Property owners who skip this process and take matters into their own hands risk a lawsuit from the very person they are trying to remove. The impulse to change the locks the moment you discover someone in your vacant property is understandable, but it is the single fastest way to hand a squatter legal leverage they would not otherwise have.

Practical Steps for Property Owners

Most adverse possession claims succeed not because the squatter was clever, but because the owner was absent. A few straightforward habits make a successful claim nearly impossible:

  • Inspect regularly: Visit the property at least a few times a year. The “open and notorious” element requires that the occupant’s use be visible to an attentive owner.

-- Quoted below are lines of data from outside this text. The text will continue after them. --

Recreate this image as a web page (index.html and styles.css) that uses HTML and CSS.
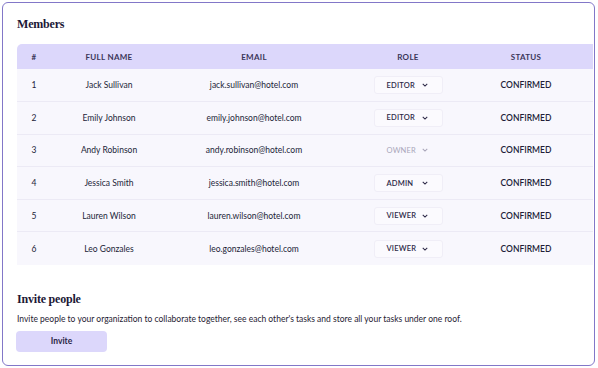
FILE: index.html
```html
<!DOCTYPE html>
<html lang="en">
<head>
    <meta charset="UTF-8">
    <meta name="viewport" content="width=device-width, initial-scale=1.0">
    <title>Members</title>
    <link rel="stylesheet" href="styles.css">
</head>
<body>
    <div class="members-card">
        <h2 class="section-title">Members</h2>
        <table class="members-table">
            <colgroup>
                <col class="col-num">
                <col class="col-name">
                <col class="col-email">
                <col class="col-role">
                <col class="col-status">
            </colgroup>
            <thead>
                <tr>
                    <th>#</th>
                    <th>Full Name</th>
                    <th>Email</th>
                    <th>Role</th>
                    <th class="status-cell">Status</th>
                </tr>
            </thead>
            <tbody>
                <tr>
                    <td>1</td>
                    <td>Jack Sullivan</td>
                    <td>jack.sullivan@hotel.com</td>
                    <td><span class="role-select">Editor <svg class="chevron" viewBox="0 0 8 5"><path d="M1 1l3 3 3-3"/></svg></span></td>
                    <td class="status-cell">Confirmed</td>
                </tr>
                <tr>
                    <td>2</td>
                    <td>Emily Johnson</td>
                    <td>emily.johnson@hotel.com</td>
                    <td><span class="role-select">Editor <svg class="chevron" viewBox="0 0 8 5"><path d="M1 1l3 3 3-3"/></svg></span></td>
                    <td class="status-cell">Confirmed</td>
                </tr>
                <tr>
                    <td>3</td>
                    <td>Andy Robinson</td>
                    <td>andy.robinson@hotel.com</td>
                    <td><span class="role-select disabled">Owner <svg class="chevron" viewBox="0 0 8 5"><path d="M1 1l3 3 3-3"/></svg></span></td>
                    <td class="status-cell">Confirmed</td>
                </tr>
                <tr>
                    <td>4</td>
                    <td>Jessica Smith</td>
                    <td>jessica.smith@hotel.com</td>
                    <td><span class="role-select">Admin <svg class="chevron" viewBox="0 0 8 5"><path d="M1 1l3 3 3-3"/></svg></span></td>
                    <td class="status-cell">Confirmed</td>
                </tr>
                <tr>
                    <td>5</td>
                    <td>Lauren Wilson</td>
                    <td>lauren.wilson@hotel.com</td>
                    <td><span class="role-select">Viewer <svg class="chevron" viewBox="0 0 8 5"><path d="M1 1l3 3 3-3"/></svg></span></td>
                    <td class="status-cell">Confirmed</td>
                </tr>
                <tr>
                    <td>6</td>
                    <td>Leo Gonzales</td>
                    <td>leo.gonzales@hotel.com</td>
                    <td><span class="role-select">Viewer <svg class="chevron" viewBox="0 0 8 5"><path d="M1 1l3 3 3-3"/></svg></span></td>
                    <td class="status-cell">Confirmed</td>
                </tr>
            </tbody>
        </table>

        <div class="invite-section">
            <h2 class="section-title">Invite people</h2>
            <p class="invite-text">Invite people to your organization to collaborate together, see each other's tasks and store all your tasks under one roof.</p>
            <button class="invite-btn">Invite</button>
        </div>
    </div>
</body>
</html>
```

FILE: styles.css
```css
* {
    margin: 0;
    padding: 0;
    box-sizing: border-box;
}

body {
    background: #ffffff;
    font-family: 'Lato', 'Noto Sans', sans-serif;
    color: #24203b;
    padding: 2px 3px 2px 2px;
}

.members-card {
    border: 1.5px solid #8277c8;
    border-radius: 6px;
    padding: 14px 1px 12px 14px;
    height: 364px;
}

.section-title {
    font-family: 'Liberation Serif', serif;
    font-size: 12px;
    font-weight: 700;
    color: #1c1836;
    line-height: 14px;
    letter-spacing: -0.2px;
}

.members-table {
    width: 100%;
    margin-top: 13px;
    border-collapse: collapse;
    table-layout: fixed;
    font-size: 8.5px;
}

.col-num { width: 34px; }
.col-name { width: 116px; }
.col-email { width: 174px; }
.col-role { width: 134px; }

.members-table th {
    background: #dcd7fb;
    height: 25px;
    font-weight: 700;
    text-transform: uppercase;
    color: #3a3558;
    font-size: 8px;
    letter-spacing: 0.3px;
}

.members-table th:first-child {
    border-top-left-radius: 5px;
}

.members-table td {
    height: 32.6px;
    text-align: center;
    background: #f8f7fd;
    border-top: 1px solid #eceaf5;
    color: #221e38;
}

.members-table tbody tr:first-child td {
    border-top: none;
}

.status-cell {
    padding-right: 16px;
    text-transform: uppercase;
    font-weight: 600;
}

.role-select {
    display: inline-flex;
    align-items: center;
    justify-content: space-between;
    width: 69px;
    height: 18px;
    padding: 0 14px 0 12px;
    border: 1px solid #f0eef7;
    border-radius: 3px;
    background: #fbfafe;
    text-transform: uppercase;
    font-size: 7.5px;
    font-weight: 600;
    color: #2d2947;
    letter-spacing: 0.2px;
}

.role-select.disabled {
    border-color: transparent;
    background: transparent;
    color: #a9a6ba;
    font-weight: 400;
}

.chevron {
    width: 6px;
    height: 4px;
    fill: none;
    stroke: currentColor;
    stroke-width: 1.4;
}

.invite-section {
    margin-top: 27px;
}

.invite-text {
    font-size: 8.5px;
    margin-top: 8px;
    color: #1f1b33;
}

.invite-btn {
    margin-top: 7px;
    margin-left: -1px;
    width: 91px;
    height: 21px;
    border: none;
    border-radius: 4px;
    background: #dcd7fb;
    font-family: 'Lato', sans-serif;
    font-size: 8.5px;
    font-weight: 700;
    color: #2a2645;
}
```
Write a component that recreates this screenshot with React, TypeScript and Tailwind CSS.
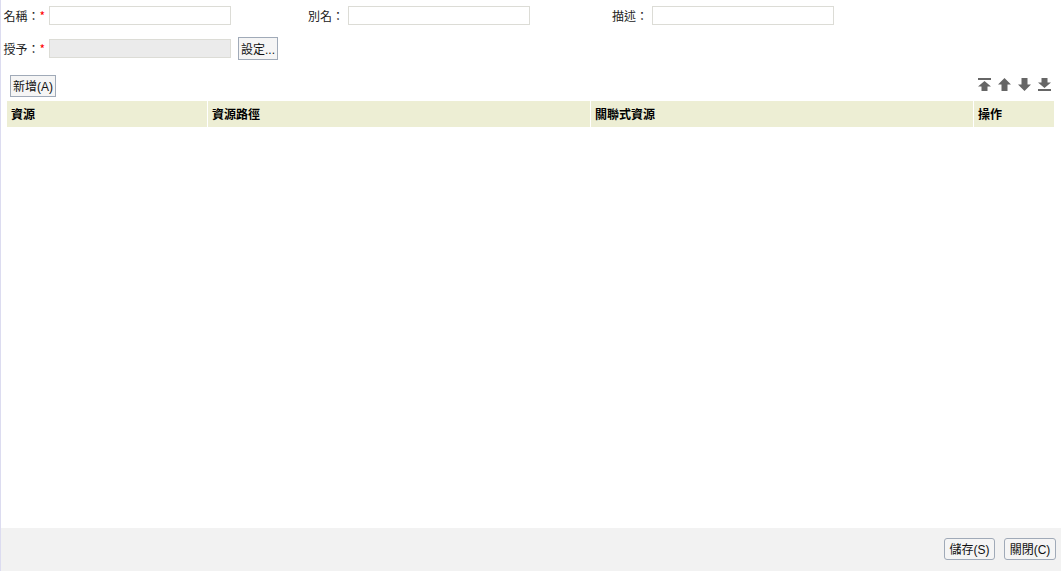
import React from "react";

const cjk = { fontFamily: '"Noto Sans CJK TC", "Liberation Sans", sans-serif' };
const mixed = { fontFamily: '"Liberation Sans", "Noto Sans CJK TC", sans-serif' };

function Field({ label, req, labelW, gapAfter, disabled }: { label: string; req?: boolean; labelW: string; gapAfter?: string; disabled?: boolean }) {
  return (
    <div className={`flex items-center ${gapAfter ?? ""}`}>
      <div className={`${labelW} flex items-center justify-end pr-[4px] text-[12px] leading-[19px] text-[#222]`}>
        <span>{label}</span>
        {req ? <span className="text-[12px] text-[#f00]">*</span> : null}
      </div>
      <div className={`w-[182px] h-[19px] border border-[#dcdcd6] ${disabled ? "bg-[#ebebeb]" : "bg-white"}`} />
    </div>
  );
}

function ArrowIcon({ kind }: { kind: "first" | "up" | "down" | "last" }) {
  const paths: Record<string, string> = {
    first: "M0 0H13V2H0ZM6.5 3L13 8.5H9.5V13H3.5V8.5H0Z",
    up: "M6.5 0L13 6.5H9.5V13H3.5V6.5H0Z",
    down: "M3.5 0H9.5V6.5H13L6.5 13L0 6.5H3.5Z",
    last: "M3.5 0H9.5V4.5H13L6.5 10L0 4.5H3.5ZM0 11H13V13H0Z",
  };
  return (
    <svg width="13" height="13" viewBox="0 0 13 13" className="block">
      <path d={paths[kind]} fill="#666666" />
    </svg>
  );
}

export default function App() {
  return (
    <div style={cjk} className="w-[1061px] h-[571px] flex flex-col bg-white border-l border-[#dcdcf0] overflow-hidden text-[12px] text-[#222]">
      <div className="flex-1 flex flex-col">
        <div className="flex items-center pt-[6px] h-[25px]">
          <Field label="名稱：" req labelW="w-[48px]" gapAfter="mr-[65px]" />
          <Field label="別名：" labelW="w-[52px]" gapAfter="mr-[70px]" />
          <Field label="描述：" labelW="w-[52px]" />
        </div>
        <div className="flex items-center mt-[12px] h-[23px]">
          <Field label="授予：" req labelW="w-[48px]" disabled />
          <button style={mixed} className="ml-[7px] w-[40px] h-[23px] pt-[2px] border border-[#a0aab8] bg-[#f5f5f5] text-[12px] text-[#111] leading-none">設定...</button>
        </div>
        <div className="flex items-center justify-between mt-[15px] h-[22px] pl-[9px] pr-[10px]">
          <button style={mixed} className="w-[46px] h-[22px] pt-[2px] border border-[#a0aab8] bg-[#f5f5f5] text-[12px] text-[#111] leading-none">新增(A)</button>
          <div className="flex items-center gap-[7px] mb-[3px]">
            <ArrowIcon kind="first" />
            <ArrowIcon kind="up" />
            <ArrowIcon kind="down" />
            <ArrowIcon kind="last" />
          </div>
        </div>
        <div className="flex ml-[6px] mt-[4px] w-[1047px] h-[26px] bg-[#edeed4] text-[12px] font-bold text-black">
          <div className="w-[201px] pl-[4px] flex items-center border-r border-white">資源</div>
          <div className="w-[383px] pl-[4px] flex items-center border-r border-white">資源路徑</div>
          <div className="w-[383px] pl-[4px] flex items-center border-r border-white">關聯式資源</div>
          <div className="flex-1 pl-[4px] flex items-center">操作</div>
        </div>
      </div>
      <div className="h-[43px] bg-[#f2f2f2] flex items-center justify-end gap-[9px] pr-[5px] pb-[2px]">
        <button style={mixed} className="w-[51px] h-[22px] pt-[2px] rounded-[3px] border border-[#a0aab8] bg-[#f5f5f5] text-[12px] text-[#111] leading-none">儲存(S)</button>
        <button style={mixed} className="w-[52px] h-[22px] pt-[2px] rounded-[3px] border border-[#a0aab8] bg-[#f5f5f5] text-[12px] text-[#111] leading-none">關閉(C)</button>
      </div>
    </div>
  );
}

If you are actually paying attention, you will catch the problem long before the 20-year clock runs.
  • Pay property taxes every year: Consistent tax payments document your ongoing ownership interest and weaken any argument that you abandoned the property.
  • Post the property: “No Trespassing” signs create a foundation for criminal trespass charges and make it harder for an occupant to claim they believed the property was abandoned.
  • Document any permission: If you let someone use your land, put it in writing and specify that the arrangement is temporary and revocable. A written license agreement destroys the “hostile” element of any future adverse possession claim.
  • Act quickly: If you discover an unauthorized occupant, begin the summary ejectment process immediately. Every month you wait adds to their timeline and strengthens their argument that you acquiesced to the occupation.